The field known as "energy harvesting" is alive and well. But its uses, and the ways it is implemented (built), are still rather specialized. You might want to also look into harvesting "free" energy from OTHER types of sources, besides the RF in the air.

I already attached this to one of your other threads, but here it is again.

Thanks for posting that PDF file. That's a pretty nice device and I hadn't noticed it before.

So how many orders of magnitude are there between 20 millivolts and 56 nanovolts?

I'd say about 5.5, if we consider an order of magnitude to be a factor of ten.

But I was only looking at your "10 years" figure and dividing it by 100.

You can actually charge small capacitors if you are close enough to a transmitting station. Obviously the circuit must be tuned.

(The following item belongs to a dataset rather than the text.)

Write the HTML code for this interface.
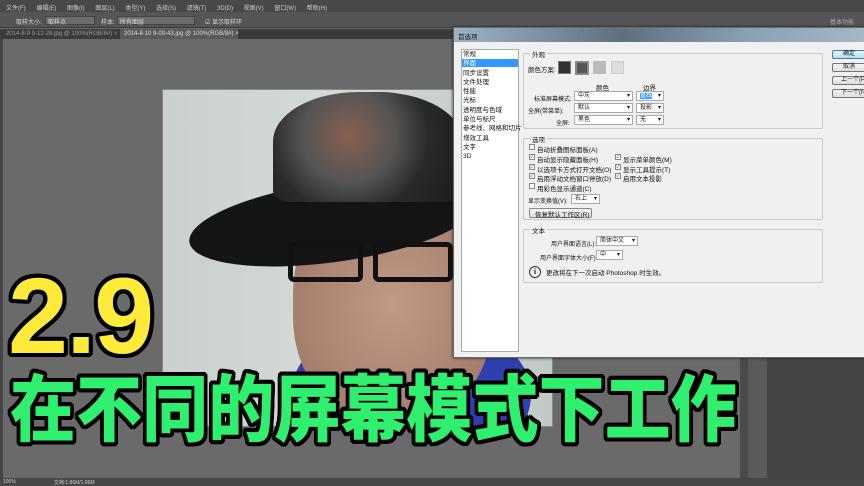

Stellar background radiation is not going to power your heating and microwave.

20mV to 56nV is similar to 26 meters to 56 micrometers, if thinking in distance helps.

What, you didn't like my answer? 10^6 is 6 orders of magnitude, isn't it?

gootee said:

What, you didn't like my answer? 10^6 is 6 orders of magnitude, isn't it?

Click to expand...

Doesn't have quite the same impact for some people. Pick something people can visualize, then reduce/expand it so they get an idea of relative size.

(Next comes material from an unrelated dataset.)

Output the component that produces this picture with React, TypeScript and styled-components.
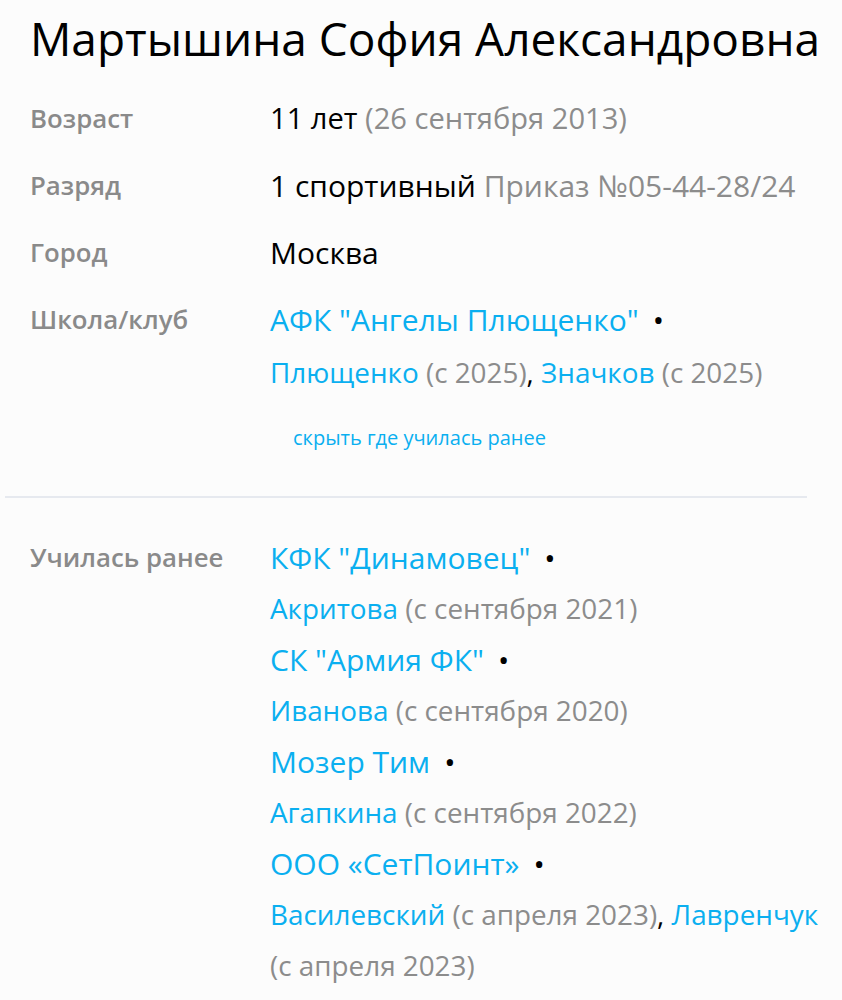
import styled, { createGlobalStyle } from 'styled-components';

const GlobalStyle = createGlobalStyle`
    body {
        margin: 0;
        background: #fcfcfc;
        font-family: 'Open Sans', 'Noto Sans', sans-serif;
        color: #000;
    }
`;

const Page = styled.div`
    padding: 10px 0 30px;
`;

const Title = styled.h1`
    margin: 0 0 26px 30px;
    font-size: 46px;
    line-height: 56px;
    font-weight: 500;
`;

const Section = styled.div`
    display: grid;
    grid-template-columns: 240px 1fr;
    row-gap: 14px;
    padding: 0 12px 0 30px;
`;

const Label = styled.div<{ $lh: number }>`
    font-size: 25.8px;
    font-weight: 600;
    color: #8a8a8a;
    line-height: ${(p) => p.$lh}px;
`;

const Value = styled.div<{ $lh: number; $size: number }>`
    font-size: ${(p) => p.$size}px;
    line-height: ${(p) => p.$lh}px;
`;

const NameLine = styled.div`
    font-size: 30px;
`;

const CoachLine = styled.div`
    font-size: 27.85px;
`;

const Muted = styled.span`
    color: #8c8c8c;
`;

const A = styled.a`
    color: #0aaff0;
    text-decoration: none;
`;

const Dot = styled.span`
    margin-left: 14px;
    font-size: 30px;
    line-height: 0;
`;

const Toggle = styled.a`
    display: block;
    margin: 26px 0 0 23px;
    font-size: 20px;
    line-height: 26px;
    color: #0aaff0;
    text-decoration: none;
`;

const Divider = styled.hr`
    margin: 45px 35px 34px 5px;
    border: 0;
    height: 2px;
    background: #e6e9ef;
`;

type Coach = { name: string; since: string };
type School = { name: string; coaches: Coach[] };

const current: School = {
    name: 'АФК "Ангелы Плющенко"',
    coaches: [
        { name: 'Плющенко', since: 'с 2025' },
        { name: 'Значков', since: 'с 2025' },
    ],
};

const past: School[] = [
    { name: 'КФК "Динамовец"', coaches: [{ name: 'Акритова', since: 'с сентября 2021' }] },
    { name: 'СК "Армия ФК"', coaches: [{ name: 'Иванова', since: 'с сентября 2020' }] },
    { name: 'Мозер Тим', coaches: [{ name: 'Агапкина', since: 'с сентября 2022' }] },
    {
        name: 'ООО «СетПоинт»',
        coaches: [
            { name: 'Василевский', since: 'с апреля 2023' },
            { name: 'Лавренчук', since: 'с апреля 2023' },
        ],
    },
];

function SchoolLines({ school }: { school: School }) {
    return (
        <>
            <NameLine>
                <A href="#">{school.name}</A>
                <Dot>•</Dot>
            </NameLine>
            <CoachLine>
                {school.coaches.map((c, i) => (
                    <span key={c.name}>
                        {i > 0 && ', '}
                        <A href="#">{c.name}</A> <Muted>({c.since})</Muted>
                    </span>
                ))}
            </CoachLine>
        </>
    );
}

export default function App() {
    return (
        <Page>
            <GlobalStyle />
            <Title>Мартышина София Александровна</Title>
            <Section>
                <Label $lh={53}>Возраст</Label>
                <Value $lh={53} $size={29.1}>
                    11 лет <Muted>(26 сентября 2013)</Muted>
                </Value>
                <Label $lh={53}>Разряд</Label>
                <Value $lh={53} $size={30}>
                    1 спортивный <Muted>Приказ №05-44-28/24</Muted>
                </Value>
                <Label $lh={53}>Город</Label>
                <Value $lh={53} $size={30}>
                    Москва
                </Value>
                <Label $lh={53}>Школа/клуб</Label>
                <Value $lh={53} $size={28}>
                    <SchoolLines school={current} />
                    <Toggle href="#">скрыть где училась ранее</Toggle>
                </Value>
            </Section>
            <Divider />
            <Section>
                <Label $lh={51}>Училась ранее</Label>
                <Value $lh={51} $size={28}>
                    {past.map((s) => (
                        <SchoolLines key={s.name} school={s} />
                    ))}
                </Value>
            </Section>
        </Page>
    );
}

Some people think an order of magnitude is double, others think it's the first mantissa digit in exponential notation, etc.

I was visualizing your accurate statement.

Thanks for answering!!!

I now understnd that it will take a LONG time to charge a 1mF cap; I have to ground it and charge a 47-100uF cap; and many other things. I will like to repeat once more that I read in grade 7 and I understood everything partially. Anyways, thanks for answering.

Wait a minute!!
Then is this site also lying??
http://www.next.gr/inside-circuits/Free-energy-collector-circuit-l5853.html

#12 said:

I already attached this to one of your other threads, but here it is again.

Click to expand...

It seems that your PDF file has a light relevance to the problem. But it merely gives a good point and ideas.